SET PROBLEM — Identify all lines in the listing that include the word "page", and copy them out.

--- begin ---

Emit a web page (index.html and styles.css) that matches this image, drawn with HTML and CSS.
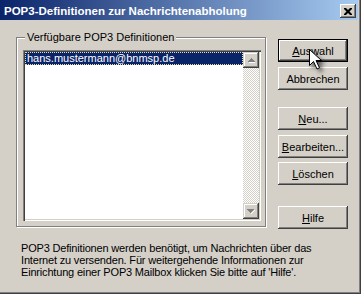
FILE: index.html
```html
<!DOCTYPE html>
<html lang="de">
<head>
  <meta charset="UTF-8">
  <title>POP3-Definitionen zur Nachrichtenabholung</title>
  <link rel="stylesheet" href="styles.css">
</head>
<body>
  <div class="window">
    <div class="titlebar">
      <span class="title">POP3-Definitionen zur Nachrichtenabholung</span>
      <span class="close">
        <svg width="8" height="7" viewBox="0 0 8 7"><path d="M0 0h2l2 2 2-2h2v1l-2.5 2.5 2.5 2.5v1h-2l-2-2-2 2h-2v-1l2.5-2.5-2.5-2.5z" fill="#000"/></svg>
      </span>
    </div>
    <div class="content">
      <div class="main">
        <fieldset class="group">
          <legend>Verfügbare POP3 Definitionen</legend>
          <div class="listbox">
            <ul class="items">
              <li class="selected">hans.mustermann@bnmsp.de</li>
            </ul>
            <div class="scrollbar">
              <div class="sb-btn">
                <svg width="7" height="5" viewBox="0 0 7 5"><path d="M3 0h1v1h1v1h1v1h1v1H0V3h1V2h1V1h1z" fill="#808080"/><path d="M1 4h7v1H1z" fill="#fff"/></svg>
              </div>
              <div class="sb-track"></div>
              <div class="sb-btn">
                <svg width="8" height="5" viewBox="0 0 8 5"><path d="M0 0h7v1H6v1H5v1H4v1H3V3H2V2H1V1H0z" fill="#808080"/><path d="M4 4h1V3h1V2h1V1h1v1H7v1H6v1H5v1H4z" fill="#fff"/></svg>
              </div>
            </div>
          </div>
        </fieldset>
        <div class="buttons">
          <button class="btn default"><u>A</u>uswahl</button>
          <button class="btn">Abbrechen</button>
          <button class="btn spaced"><u>N</u>eu...</button>
          <button class="btn"><u>B</u>earbeiten...</button>
          <button class="btn tight"><u>L</u>öschen</button>
          <button class="btn help"><u>H</u>ilfe</button>
        </div>
      </div>
      <p class="info">POP3 Definitionen werden benötigt, um Nachrichten über das Internet zu versenden. Für weitergehende Informationen zur Einrichtung einer POP3 Mailbox klicken Sie bitte auf 'Hilfe'.</p>
    </div>
    <!-- Mauszeiger über "Auswahl" -->
    <svg class="cursor" width="22" height="28" viewBox="0 0 22 28">
      <path d="M0.5 0.5v16l4-4 3.5 7.5 2.5-1.2-3.5-7.3h5.5z" fill="#fff" stroke="#000" stroke-width="1"/>
    </svg>
  </div>
</body>
</html>
```

FILE: styles.css
```css
:root {
  --face: #d4d0c8;
  --shadow: #808080;
  --dark: #404040;
  --light: #ffffff;
  --navy: #0a246a;
}
* { box-sizing: border-box; }
body {
  margin: 0;
  background: #ffffff;
  font-family: "Liberation Sans", Arial, sans-serif;
  font-size: 11px;
  color: #000;
}
.window {
  position: relative;
  width: 361px;
  height: 294px;
  background: var(--face);
  box-shadow: inset -1px -1px var(--dark), inset -2px -2px var(--shadow);
  padding: 0 3px 3px 0;
}
.titlebar {
  height: 20px;
  display: flex;
  align-items: center;
  justify-content: space-between;
  padding: 0 2px 0 4px;
  background: linear-gradient(to right, var(--navy), #a6caf0);
}
.title {
  color: #fff;
  font-weight: bold;
  font-size: 11.5px;
  padding-top: 1px;
}
.close {
  width: 16px;
  height: 14px;
  margin-top: 2px;
  display: flex;
  align-items: center;
  justify-content: center;
  background: var(--face);
  box-shadow: inset -1px -1px var(--dark), inset 1px 1px var(--light), inset -2px -2px var(--shadow);
}
.content {
  padding: 11px 0 0 16px;
}
.main {
  display: flex;
  align-items: flex-start;
}
.group {
  width: 250px;
  margin: 0;
  padding: 6px 4px 5px 6px;
  border: 1px solid var(--shadow);
  box-shadow: 1px 1px 0 var(--light), inset 1px 1px 0 var(--light);
}
.group legend {
  margin-left: 2px;
  padding: 0 2px;
  line-height: 13px;
  background: var(--face);
}
.listbox {
  width: 238px;
  height: 171px;
  display: flex;
  padding: 2px;
  background: #fff;
  box-shadow: inset 1px 1px var(--shadow), inset 2px 2px var(--dark), inset -1px -1px var(--light), inset -2px -2px var(--face);
}
.items {
  flex: 1;
  list-style: none;
  margin: 0;
  padding: 0;
}
.items li {
  height: 13px;
  line-height: 13px;
  padding-left: 2px;
}
.items li.selected {
  background: var(--navy);
  color: #fff;
  outline: 1px dotted #e8e0a0;
  outline-offset: -1px;
}
.scrollbar {
  width: 16px;
  display: flex;
  flex-direction: column;
}
.sb-btn {
  height: 16px;
  display: flex;
  align-items: center;
  justify-content: center;
  background: var(--face);
  box-shadow: inset -1px -1px var(--dark), inset 1px 1px var(--face), inset -2px -2px var(--shadow), inset 2px 2px var(--light);
}
.sb-track {
  flex: 1;
  background: repeating-conic-gradient(var(--face) 0 25%, #fff 0 50%) 0 0 / 2px 2px;
}
.buttons {
  display: flex;
  flex-direction: column;
  margin: 8px 0 0 12px;
}
.btn {
  width: 70px;
  height: 23px;
  margin: 0 0 5px 0;
  padding: 0;
  border: none;
  background: var(--face);
  font-family: inherit;
  font-size: 11px;
  color: #000;
  box-shadow: inset -1px -1px var(--dark), inset 1px 1px var(--light), inset -2px -2px var(--shadow);
}
.btn.default {
  border: 1px solid #000;
}
.btn.spaced { margin-top: 12px; }
.btn.tight { margin-top: -1px; }
.btn.help { margin-top: 16px; }
.info {
  margin: 8px 0 0 5px;
  width: 320px;
  line-height: 12px;
  letter-spacing: -0.18px;
}
.cursor {
  position: absolute;
  left: 309px;
  top: 49px;
  filter: drop-shadow(3px 3px 2px rgba(0,0,0,0.6));
}
```
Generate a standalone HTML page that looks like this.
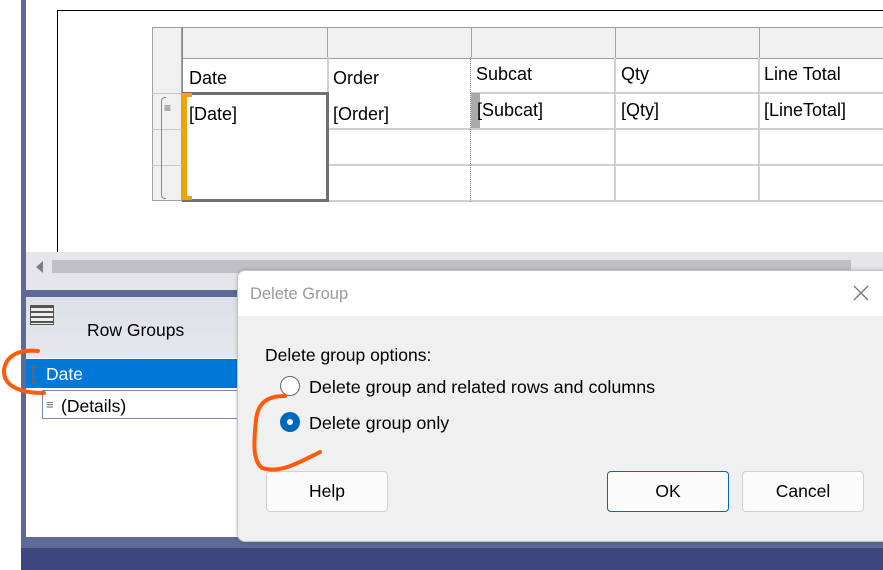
<!DOCTYPE html>
<html><head><meta charset="utf-8"><style>
body{margin:0;width:883px;height:570px;overflow:hidden;position:relative;background:#fff;font-family:"Liberation Sans","DejaVu Sans",sans-serif;color:#000}
.a{position:absolute}
.cell{position:absolute;box-sizing:border-box;font-size:18px}
.btn{position:absolute;box-sizing:border-box;height:41px;width:122px;background:#fbfbfb;border:1px solid #d0d0d0;border-radius:4px;font-size:17.5px;text-align:center;line-height:39px;top:471px}
</style></head><body>
<div class="a" style="left:21px;top:0;width:5px;height:570px;background:#5c6a97"></div>
<div class="a" style="left:57px;top:10px;width:826px;height:242px;border-left:1px solid #000;border-top:1px solid #000"></div>
<!-- table -->
<div class="a" style="left:152px;top:27px;width:731px;height:30px;background:#f0f0f0;border-top:1px solid #a0a0a0;border-bottom:1px solid #a0a0a0"></div>
<div class="a" style="left:152px;top:27px;width:30px;height:174px;background:#f0f0f0;border:1px solid #a0a0a0;box-sizing:border-box"></div>
<div class="a" style="left:152px;top:93px;width:30px;height:1px;background:#c8c8c8"></div>
<div class="a" style="left:152px;top:129px;width:30px;height:1px;background:#c8c8c8"></div>
<div class="a" style="left:152px;top:165px;width:30px;height:1px;background:#c8c8c8"></div>
<div class="a" style="left:161px;top:97px;width:4px;height:100px;border:1px solid #888;border-right:none;border-radius:4px 0 0 4px"></div>
<div class="a" style="left:164px;top:103px;font-size:12px;color:#555;line-height:10px">≡</div>
<div class="a" style="left:182px;top:27px;width:1px;height:174px;background:#888"></div>
<div class="a" style="left:327px;top:27px;width:1px;height:30px;background:#a0a0a0"></div>
<div class="a" style="left:471px;top:27px;width:1px;height:30px;background:#a0a0a0"></div>
<div class="a" style="left:615px;top:27px;width:1px;height:30px;background:#a0a0a0"></div>
<div class="a" style="left:759px;top:27px;width:1px;height:30px;background:#a0a0a0"></div>
<!-- body grid -->
<div class="a" style="left:471px;top:92px;width:412px;height:2px;background:#d0d0d0"></div>
<div class="a" style="left:327px;top:128px;width:556px;height:2px;background:#d0d0d0"></div>
<div class="a" style="left:327px;top:164px;width:556px;height:2px;background:#d0d0d0"></div>
<div class="a" style="left:327px;top:200px;width:556px;height:2px;background:#d0d0d0"></div>
<div class="a" style="left:327px;top:57px;width:2px;height:145px;background:#d0d0d0"></div>
<div class="a" style="left:470px;top:57px;width:0;height:145px;border-left:1px dotted #888"></div>
<div class="a" style="left:614px;top:57px;width:2px;height:145px;background:#d0d0d0"></div>
<div class="a" style="left:758px;top:57px;width:2px;height:145px;background:#d0d0d0"></div>
<div class="a" style="left:471px;top:93px;width:9px;height:35px;background:#aaa"></div>
<div class="a" style="left:182px;top:92px;width:147px;height:110px;border:3px solid #707070;box-sizing:border-box"></div>
<div class="a" style="left:182px;top:93px;width:5px;height:107px;background:#f0a30a"></div>
<div class="a" style="left:182px;top:93px;width:10px;height:4px;background:#f0a30a"></div>
<div class="a" style="left:182px;top:196px;width:10px;height:4px;background:#f0a30a"></div>
<div class="cell" style="left:189px;top:68px">Date</div>
<div class="cell" style="left:333px;top:68px">Order</div>
<div class="cell" style="left:476px;top:64px">Subcat</div>
<div class="cell" style="left:621px;top:64px">Qty</div>
<div class="cell" style="left:764px;top:64px">Line Total</div>
<div class="cell" style="left:189px;top:104px">[Date]</div>
<div class="cell" style="left:333px;top:104px">[Order]</div>
<div class="cell" style="left:477px;top:100px">[Subcat]</div>
<div class="cell" style="left:621px;top:100px">[Qty]</div>
<div class="cell" style="left:764px;top:100px">[LineTotal]</div>
<!-- scrollbar -->
<div class="a" style="left:26px;top:252px;width:857px;height:38px;background:#e6e6ea"></div>
<div class="a" style="left:52px;top:260px;width:799px;height:13px;background:#bfc0c6"></div>
<div class="a" style="left:36px;top:261px;width:0;height:0;border-top:6px solid transparent;border-bottom:6px solid transparent;border-right:7px solid #7a7f90"></div>
<div class="a" style="left:21px;top:290px;width:862px;height:7px;background:#5c6a97"></div>
<!-- row groups -->
<div class="a" style="left:26px;top:297px;width:240px;height:240px;background:#fff"></div>
<div class="a" style="left:26px;top:297px;width:240px;height:61px;background:linear-gradient(#dde0e8,#e6e8ee)"></div>
<div class="a" style="left:30px;top:305px;width:24px;height:20px;background:repeating-linear-gradient(#555 0 2px,#eee 2px 5px);border:1px solid #555;box-sizing:border-box"></div>
<div class="a" style="left:87px;top:320px;font-size:17.5px">Row Groups</div>
<div class="a" style="left:26px;top:359px;width:240px;height:29px;background:#0078d7"></div>
<div class="a" style="left:32px;top:366px;width:3px;height:14px;border:2px solid #666;border-right:none"></div>
<div class="a" style="left:46px;top:364px;font-size:17.5px;color:#fff">Date</div>
<div class="a" style="left:42px;top:390px;width:220px;height:29px;border:1px solid #7a86b0;border-right:none;box-sizing:border-box;background:#fff"></div>
<div class="a" style="left:46px;top:397px;font-size:13px;color:#666">≡</div>
<div class="a" style="left:61px;top:396px;font-size:17.5px">(Details)</div>
<div class="a" style="left:21px;top:537px;width:862px;height:11px;background:#5c6a97"></div>
<div class="a" style="left:21px;top:548px;width:862px;height:22px;background:#3b477e"></div>
<!-- dialog -->
<div class="a" style="left:237px;top:270px;width:660px;height:270px;background:#f0f0f0;border:1px solid #c4c4c4;border-radius:8px;box-shadow:0 0 4px rgba(0,0,0,.2);overflow:hidden">
 <div style="height:45px;background:#fff"></div>
</div>
<div class="a" style="left:250px;top:285px;font-size:16.5px;color:#999">Delete Group</div>
<svg class="a" style="left:853px;top:285px" width="16" height="16"><path d="M1 1L15 15M15 1L1 15" stroke="#777" stroke-width="1.3"/></svg>
<div class="a" style="left:265px;top:345px;font-size:17.5px">Delete group options:</div>
<div class="a" style="left:280px;top:376px;width:20px;height:20px;border:1px solid #666;border-radius:50%;box-sizing:border-box;background:#fff"></div>
<div class="a" style="left:309px;top:377px;font-size:17.9px">Delete group and related rows and columns</div>
<div class="a" style="left:280px;top:412px;width:20px;height:20px;border-radius:50%;background:#0067c0"></div>
<div class="a" style="left:287px;top:419px;width:6px;height:6px;border-radius:50%;background:#fff"></div>
<div class="a" style="left:309px;top:413px;font-size:17.9px">Delete group only</div>
<div class="btn" style="left:266px">Help</div>
<div class="btn" style="left:607px;border-color:#0067c0">OK</div>
<div class="btn" style="left:742px">Cancel</div>
<!-- annotations -->
<svg class="a" style="left:0;top:0" width="883" height="570"><g fill="none" stroke="#ff5a0a" stroke-width="4" stroke-linecap="round">
<path d="M38 351C20 349 6 355 4 370C3 385 18 393 44 393"/>
<path d="M285 396C268 396 258 402 256 420C254 440 252 460 262 468C280 474 300 462 320 452"/>
</g></svg>
</body></html>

--- end ---

TASK OUTPUT —
Emit a web page (index.html and styles.css) that matches this image, drawn with HTML and CSS.
Generate a standalone HTML page that looks like this.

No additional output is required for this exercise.